La Alameda volvió a ser el campo de operaciones en el que unos 200 jóvenes organizaron el botellón

Alcohol, ingesta, descontrol y suciedad

La ingesta de alcohol despejó en algunos el miedo al ridículo. (Foto: Miguel Ángel)
Una madrugada más, botellón, y de nuevo en la Alameda. La noche y la sed reunieron el sábado a unos 200 jóvenes que hicieron de la plaza su bar. Con alcohol bastante para resistir un embargo comercial a la ciudad, ingirieron rápido y en cantidad. Entre medias, gritos, descontrol, orines y vómitos en el entorno.
Tal vez el agua esté bien, pero el whisky, el ron, el vodka, la ginebra... son más rápidos. Y el botellón es en esencia una carrera de velocidad, un maratón corrido a ritmo de 100 metros lisos, llevando en la mano un vaso de litro. No se va a un botellón, desde luego, y no se bebe. En líneas generales, por supuesto, ya que existe un leve, pequeño, ínfimo, invisible margen a la excepción. Lo que puede deberse a que no les gusta, a que ya son ex bebedores, o a que aún son muy pequeños para sostener el vaso. Cabe la posibilidad de que el viernes les dejase el hígado inservible.

Lógicamente cuando se bebe y posteriormente se pierden los papeles. Eso ocurre. Se pierden todos o buena parte. Va todo unido.

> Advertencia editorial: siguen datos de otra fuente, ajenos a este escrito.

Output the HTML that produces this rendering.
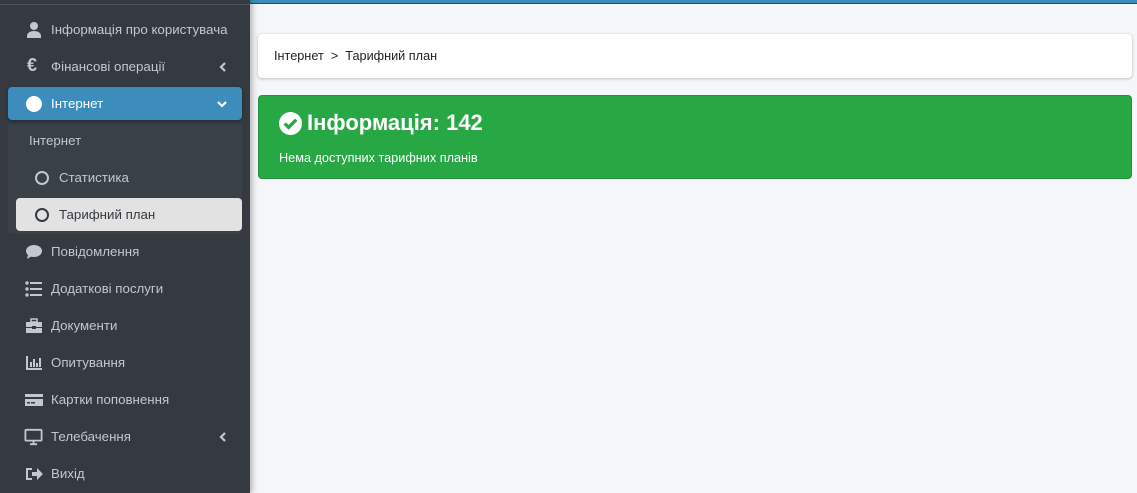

Botellón más borrachera, igual a descontrol.

Este sábado volvió a confirmarse la infalibilidad de esta fórmula. El escenario, como casi siempre, fue la Alameda, que con el tiempo ha adquirido el ambiente familiar de una habitación más, anexa a la casa de centenares de jóvenes. Esto les ahorra a muchos padres el armario que antes había que consagrar al mueble bar. Si alguien quiere beber no tiene más que bajar a la plaza. Hay una amplia selección de alcoholes. Las nuevas generaciones de bebedores poseen gustos variados.

A partir de las once de la noche las hordas comenzaron a llegar en procesión, enfiladas, como si se dirigiesen a los Milagros. A esa hora todo parecía orden, incluso silencio, aunque sólo se trataba de un espejismo, pues en pocas horas el perímetro iba a quedar arrasado. Los chicos de la botella no estaban más que buscando sitio y empezando a ubicarse. Apenas había arrancado la ceremonia de calentamiento. Se abrieron las botellas, se ordenaron en fila los vasos. En algún sitio está escrito que no conviene que tengan una capacidad inferior a un litro, salvo la irrisoria excepción en que contienen 250 centilitros. Luego echaron los hielos, realizaron las mezclas. ‘Cárgalo más, macho’, dijo un joven en uno de los grupos. Y empezó la carrera.

Exorcismo perfecto de sábado noche


Hay algo de sagrado en la disposición con que se ordenan las botellas y los vasos, igual que el fontanero que llega a la avería, despliega la caja de herramientas y saca la llave de escuadra. En realidad los muchachos disponen el equipo más bien como si fuesen a organizar una sesión de santería. Y después un exorcismo, pues a medida que se empina el vaso, sale fuera poco a poco lo peor de uno mismo. Hay grupos de 20, de 25, pero también de cinco, incluso de dos. En esa compañía, la noche se fue templando, y modificando su volumen. A partir de cierto minuto sólo si se grita se hace uno entender. Superada la copa de reconocimiento el mecanismo está perfectamente engrasado. ‘Llena’, ordenó alguien en una de las pandillas, como si estuviese hablando del depósito de gasolina.

Finalmente se formó un botellón nutrido. Doscientos gargantas. Se grita. También se corea una hazaña que tiene que ver con derrotar un vaso de un trago. A partir de las dos se hace mucho el ridículo. Todo se desbarajusta. Cuando la bebida se acaba, hay más. La Alameda es un depósito de alcohol, desorden y suciedad. Porque beber activa otras funciones del organismo que dejan el perímetro arrasado, maloliente. De algún modo hay que exorcizar la ingesta. Muchos no pueden elegir y vomitan. Basta acudir a las ocho de la mañana y contemplar el patatal. El exorcismo perfecto.